CSOP lists first Ucits RQFII ETF in London

The Hong Kong fund house also plans to list the Dublin-domiciled product elsewhere, including in Germany and Switzerland.
CSOP lists first Ucits RQFII ETF in London

Hong Kong-based CSOP Asset Management and UK exchange-traded product provider Source yesterday listed the first Ucits RQFII ETF on the London Stock Exchange.

In doing so, they have pipped Deutsche Asset & Wealth Management and Harvest Global Investments to the post, after the latter two firms received approval for a Luxembourg RQFII ETF in November. DeAWM and Harvest plan to list the product in London on January 16.

The Dublin-domiciled CSOP Source FTSE China A50 Ucits ETF gained approval from the Irish central bank in December and raised Rmb1.42 billion ($235 million) from an IPO on January 6. This came after CSOP received Rmb1.5 billion in quota from China’s State Administration of Foreign Exchange (Safe) in November.

CSOP and Source plan to apply for additional quota for the RQFII ETF soon, says Jack Wang, managing director of the institutional clients group at CSOP. The manager also aims to list the ETF in Switzerland and Frankfurt, he tells AsianInvestor.

The two firms have signed four participating dealers for the product and are in talks with others. They will target institutional investors, as it sees Europe as a relatively fragmented retail market.

They chose to domicile the ETF in Dublin as a tax treaty between China and Ireland allows an Irish entity to enjoy tax benefits related to investment in China.   

However, uncertainty over whether China will charge a 10% capital gains tax (CGT) on QFII and RQFII funds is becoming an issue as the programmes expand. While the 10% levy has not yet been enforced by the State Authority of Taxation (SAT), some fund houses are setting aside provisional reserves.

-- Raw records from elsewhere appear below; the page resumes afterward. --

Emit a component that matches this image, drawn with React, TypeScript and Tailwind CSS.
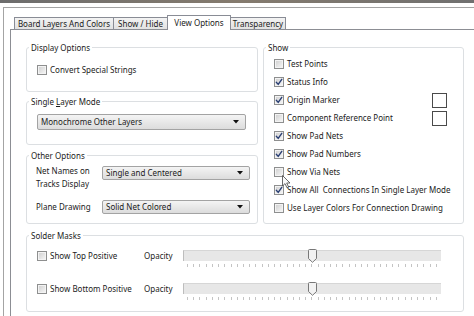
import React from "react";

const Check = ({ on = false }: { on?: boolean }) => (
  <span className="w-[10px] h-[10px] shrink-0 border border-[#8e8f8f] bg-gradient-to-br from-[#cdcdcd] via-[#e3e3e3] to-[#f8f8f8] shadow-[inset_0_0_0_1px_#f3f3f3] flex items-center justify-center">
    {on && (
      <svg width="8" height="8" viewBox="0 0 8 8">
        <path d="M1.3 4.3 L3.2 6.4 L6.8 1.3" stroke="#2a3f74" strokeWidth="1.4" fill="none" strokeLinecap="round" strokeLinejoin="round" />
      </svg>
    )}
  </span>
);

const Select = ({ text, h }: { text: string; h: string }) => (
  <div className={`${h} flex items-center justify-between border border-[#a3a3a3] rounded-[2px] bg-gradient-to-b from-[#f4f4f4] to-[#dcdcdc] pl-[3px] pr-[6px]`}>
    <span className="leading-none">{text}</span>
    <svg width="6" height="4" viewBox="0 0 6 4">
      <path d="M0 0 H6 L3 3.5 Z" fill="#111" />
    </svg>
  </div>
);

const Group = ({ title, className = "", children }: { title: React.ReactNode; className?: string; children: React.ReactNode }) => (
  <fieldset className={`border border-[#dcdfe2] rounded-[3px] min-w-0 ${className}`}>
    <legend className="ml-[2px] px-[2px] leading-[13px]">{title}</legend>
    {children}
  </fieldset>
);

const Slider = () => (
  <div className="w-[258px] flex flex-col">
    <div className="relative h-[11px] bg-[#e7e7e7] border-l border-t border-l-[#bdbdbd] border-t-[#d6d6d6]">
      <svg className="absolute left-[124px] top-[-2px]" width="9" height="14" viewBox="0 0 9 14">
        <path d="M0.5 1.5 Q0.5 0.5 1.5 0.5 H7.5 Q8.5 0.5 8.5 1.5 V9.5 L4.5 13.3 L0.5 9.5 Z" fill="#f2f2f2" stroke="#777" />
      </svg>
    </div>
    <div className="mt-[3px] h-[3px] flex justify-between px-[4px]">
      {Array.from({ length: 41 }).map((_, i) => (
        <span key={i} className="w-px h-full bg-[#c4c4c4]" />
      ))}
    </div>
  </div>
);

const SliderRow = ({ label }: { label: string }) => (
  <div className="flex items-start">
    <div className="w-[107px] h-[11px] flex items-center gap-[3px]">
      <Check />
      <span className="leading-none">{label}</span>
    </div>
    <div className="w-[39px] h-[11px] flex items-center pt-[1px] leading-none">Opacity</div>
    <Slider />
  </div>
);

const showItems: { label: string; on: boolean; box?: boolean }[] = [
  { label: "Test Points", on: false },
  { label: "Status Info", on: true },
  { label: "Origin Marker", on: true, box: true },
  { label: "Component Reference Point", on: false, box: true },
  { label: "Show Pad Nets", on: true },
  { label: "Show Pad Numbers", on: true },
  { label: "Show Via Nets", on: false },
  { label: "Show All  Connections In Single Layer Mode", on: true },
  { label: "Use Layer Colors For Connection Drawing", on: false },
];

export default function App() {
  return (
    <div className="w-[474px] h-[316px] overflow-hidden bg-white text-[8px] text-[#1b1b1b] font-['Noto_Sans',sans-serif] flex flex-col relative">
      <div className="h-[3px] shrink-0 bg-gradient-to-r from-[#6d6d6d] via-[#857b6e] to-[#707070]" />
      <div className="h-[4px] shrink-0" />
      <div className="flex-1 ml-[3px] border-l border-t border-[#a4a4a4] flex flex-col pl-[6px]">
        <div className="h-[21px] flex items-end pl-[4px] shrink-0">
          <div className="w-[100px] h-[12px] border border-b-0 border-[#898c95] bg-gradient-to-b from-[#f3f3f3] to-[#e2e2e2] flex items-center justify-center leading-none">
            Board Layers And Colors
          </div>
          <div className="w-[55px] -ml-px h-[12px] border border-b-0 border-[#898c95] bg-gradient-to-b from-[#f3f3f3] to-[#e2e2e2] flex items-center justify-center leading-none">
            Show / Hide
          </div>
          <div className="relative z-10 w-[64px] -ml-px h-[15px] mb-[-1px] border border-b-0 border-[#898c95] bg-white flex items-center justify-center leading-none">
            View Options
          </div>
          <div className="w-[56px] -ml-px h-[12px] border border-b-0 border-[#898c95] bg-gradient-to-b from-[#f3f3f3] to-[#e2e2e2] flex items-center justify-center leading-none">
            Transparency
          </div>
        </div>
        <div className="flex-1 border-l border-t border-[#8c8e94] bg-white pl-[15px] pt-[11px] flex flex-col">
          <div className="flex gap-[5px] w-[438px]">
            <div className="w-[232px] flex flex-col">
              <Group title="Display Options">
                <div className="pl-[10px] pt-[10px] pb-[16px] flex items-center gap-[3px]">
                  <Check />
                  <span className="leading-[11px]">Convert Special Strings</span>
                </div>
              </Group>
              <Group title={<>Single <u>L</u>ayer Mode</>} className="mt-[3px]">
                <div className="pl-[10px] pr-[11px] pt-[6px] pb-[14px]">
                  <Select h="h-[16px]" text="Monochrome Other Layers" />
                </div>
              </Group>
              <Group title="Other Options" className="mt-[4px] flex-1">
                <div className="pl-[9px] pr-[7px] pt-[2px] pb-[9px] flex flex-col">
                  <div className="flex items-start">
                    <div className="w-[66px] leading-[13px]">
                      Net Names on
                      <br />
                      Tracks Display
                    </div>
                    <div className="flex-1 mt-[2px]">
                      <Select h="h-[14px]" text="Single and Centered" />
                    </div>
                  </div>
                  <div className="flex items-center mt-[10px]">
                    <div className="w-[66px] leading-none">Plane Drawing</div>
                    <div className="flex-1">
                      <Select h="h-[14px]" text="Solid Net Colored" />
                    </div>
                  </div>
                </div>
              </Group>
            </div>
            <Group title="Show" className="flex-1">
              <div className="pl-[10px] pr-[16px] pt-[1px] pb-[5px] flex flex-col">
                {showItems.map((it) => (
                  <div key={it.label} className="h-[18px] flex items-center gap-[3px]">
                    <Check on={it.on} />
                    <span className="flex-1 whitespace-pre leading-none">{it.label}</span>
                    {it.box && <span className="w-[15px] h-[15px] border-[1.5px] border-[#4a4a4a]" />}
                  </div>
                ))}
              </div>
            </Group>
          </div>
          <Group title="Solder Masks" className="mt-[5px] w-[438px]">
            <div className="pl-[10px] pt-[8px] pb-[11px] flex flex-col gap-[16px]">
              <SliderRow label="Show Top Positive" />
              <SliderRow label="Show Bottom Positive" />
            </div>
          </Group>
        </div>
      </div>
      <svg className="absolute left-[282px] top-[175px]" width="10" height="14" viewBox="0 0 10 14">
        <path d="M0.5 0.5 L0.5 11 L3 8.6 L5 12.8 L6.6 12 L4.7 8 L8 8 Z" fill="#fafafa" stroke="#444" strokeWidth="0.8" strokeLinejoin="round" />
      </svg>
    </div>
  );
}
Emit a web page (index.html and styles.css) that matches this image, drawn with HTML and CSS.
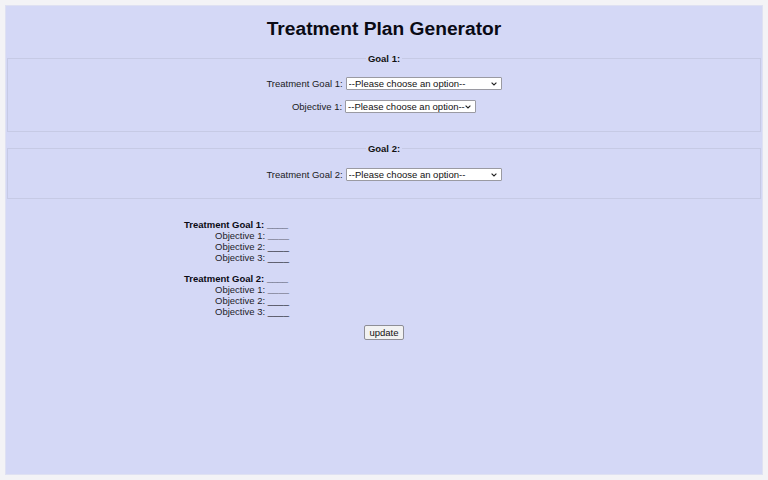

Rather than earmarking 10% of the ETF’s portfolio, CSOP will set aside the CGT on the real estate stocks in the FTSE A50, as they make up 10% of the index.

Yet setting aside money in anticipation that the SAT will start charging CGT is burdensome, especially for RQFII ETFs. The decision to withhold 10% of CGT could increase the tracking error of such products, says an executive at the Hong Kong unit of a mainland fund house.

Wang agrees that holding smaller cash reserves would reduce the tracking error; in this case to less than 1%. (The Hong Kong-listed CSOP FTSE China A50 ETF has an NAV tracking error of 1.775%, according to Bloomberg.) 

Having received Rmb4 billion of new quota on December 24, CSOP has a total of Rmb30.1 billion in RQFII quota, making it the biggest RQFII player. The firm will use Rmb2 billion for the existing Hong Kong-listed FTSE A50 ETF, and the remaining Rmb2 billion will be used for new products.

Wang declined to offer details as the firm is awaiting regulatory approval.

HSBC is the custodian for the fund and also provides it with securities services including trusteeship, global custody, fund accounting and transfer agency. The bank had helped CSOP to obtain the Rmb1.5 billion in RQFII quota.

Overseas listing of RQFII ETFs is a nascent but growing trend. In addition to the db X-trackers Harvest CSI 300 Index Ucits ETF planned for launch in London, DeAWM and Harvest also listed the first RQFII ETF in New York in November. It tracks the CSI 300 and had $200 million in assets as of the end of 2013.